Il nous a fallu, en outre, affronter les conséquences du Brexit, que nous n'avons pas décidé. Un quart de la pêche française se faisant dans les eaux britanniques, nous avons réfléchi, à la demande des pêcheurs, à partir de 2021, à un plan de sortie de flotte, que j'ai voulu individuel et non sectoriel. Nous avons ainsi défini des critères d'éligibilité en respectant certains principes. Tout d'abord, nous entendions ne pas déstabiliser l'économie locale, par exemple le port de Boulogne-sur-Mer et toute la filière de mareyage en aval. Nous souhaitions, ensuite, maintenir les capacités de pêche par la redistribution équitable des quotas. Nous nous refusions en effet à augmenter nos importations de produits de la mer, qui couvrent déjà 80 % de nos besoins. Nous avons donc consacré 65 millions d'euros pour faire face aux situations individuelles, sans pour autant prévoir un plan massif concernant toute la filière. À ce titre, monsieur le président, je vous remercie de m'avoir alerté sur certaines situations individuelles. Ce plan a été co-construit avec les pêcheurs eux-mêmes et a fait l'objet d'un suivi de la direction générale des affaires maritimes, de la pêche et de l'aquaculture (DGAMPA). Enfin, à l'occasion de la réunion du Conseil de l'Union européenne visant à déterminer la répartition entre pays des totaux admissibles de capture (TAC) et des quotas de pêche, je me suis battu pour préserver les intérêts des pêcheurs français sur toutes les façades maritimes. Nous y sommes partout parvenus, en reconnaissant les efforts des pêcheurs français, en respectant la différenciation des territoires, grâce à des règles adaptées aux différents littoraux, notamment sur l'anguille, mais nous devons aller plus loin. Nous ne pouvons pas nous satisfaire du fait que les TAC et les quotas soient définis annuellement, le 15 décembre pour le 1er janvier suivant, sans offrir aux pêcheurs suffisamment de visibilité économique. Nous souhaitons donc en venir à la pluriannualité dans ce domaine. Le Conseil a accepté de travailler ainsi sur certaines espèces, mais nous devons continuer à convaincre.
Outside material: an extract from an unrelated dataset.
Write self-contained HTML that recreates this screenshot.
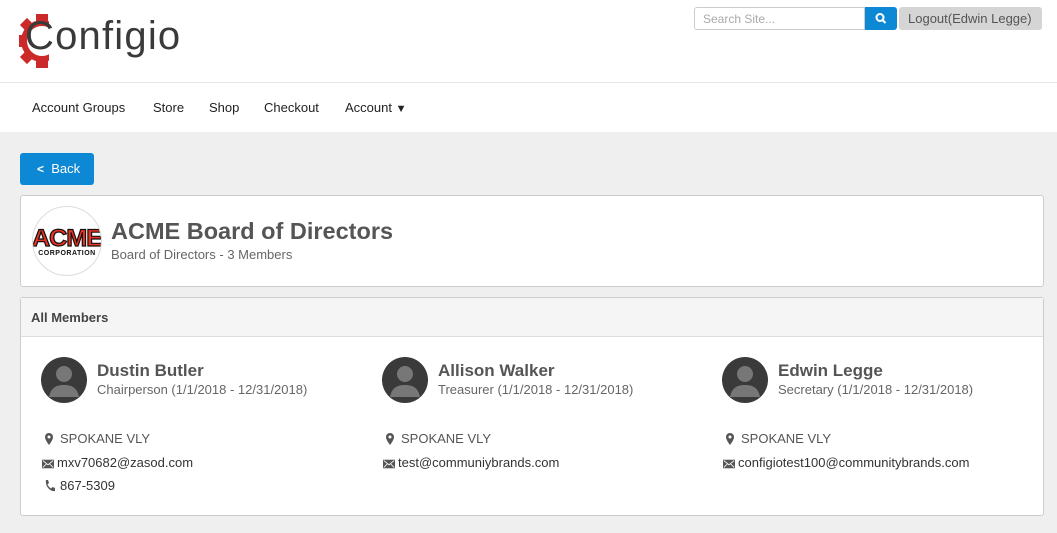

Vous me demandez comment nous comptons attirer des jeunes. Nous investissons dans la formation maritime, nous doublons le nombre d'élèves officiers formés, pour rendre ces métiers attractifs afin d'accueillir des cohortes de jeunes, avant tout. Ensuite, nous allons entamer la décarbonation des navires, dont les crises du secteur, toutes liées au carburant, démontrent la nécessité. Nous avons lancé un appel à projets de 6 millions d'euros, qui s'ajoute à l'initiative France-Mer 2030, dotée de 300 millions d'euros pour atteindre le navire « zéro émission » et qui inclut la pêche. L'ambition de mon secrétariat d'État est de porter une feuille de route de la décarbonation associant l'ensemble de la filière, y compris la déconstruction. Ce processus répond à une demande des plus jeunes qui entrent dans le métier. Les ports sont associés à cet effort et une réunion a eu lieu récemment en ce sens entre les acteurs des ports d'État comme des ports décentralisés et le ministre Clément Beaune pour déployer cette stratégie. Des inflexions par rapport à l'ambition du « zéro artificialisation nette » (ZAN) seront nécessaires pour positionner sur ces sites des installations de production d'énergie décarbonée, étant entendu que la décarbonation doit irriguer tous les territoires et pas seulement les grands ports d'État.
Enfin, j'en viens à la planification en mer, rendue nécessaire par la multiplication des usages. Nous avons élaboré une stratégie nationale de la mer et des littoraux dans le cadre du Conseil national de la mer et des littoraux (CNML), qui vise à définir des zones d'activité économique, des zones plus protégées et des zones de développement de l'éolien en mer. Dans ce dernier cas, nous en sommes à des macrozones, qui aboutiront à la définition, en 2024, de zones plus précises. L'objectif - difficile à atteindre - est de produire 40 gigawatts, sur une cinquantaine de parcs, d'ici à 2050, afin de tenir nos ambitions en matière de transition énergétique, tout en maintenant des zones de pêches préservées et 10 % de zones de protection littorale, le tout en concertation avec les parlements de la mer, qui font vivre la démocratie maritime.
La volonté du Gouvernement est intacte pour renforcer la souveraineté alimentaire du pays, pour faire face aux urgences du secteur de la pêche et pour construire la filière stratégique de demain.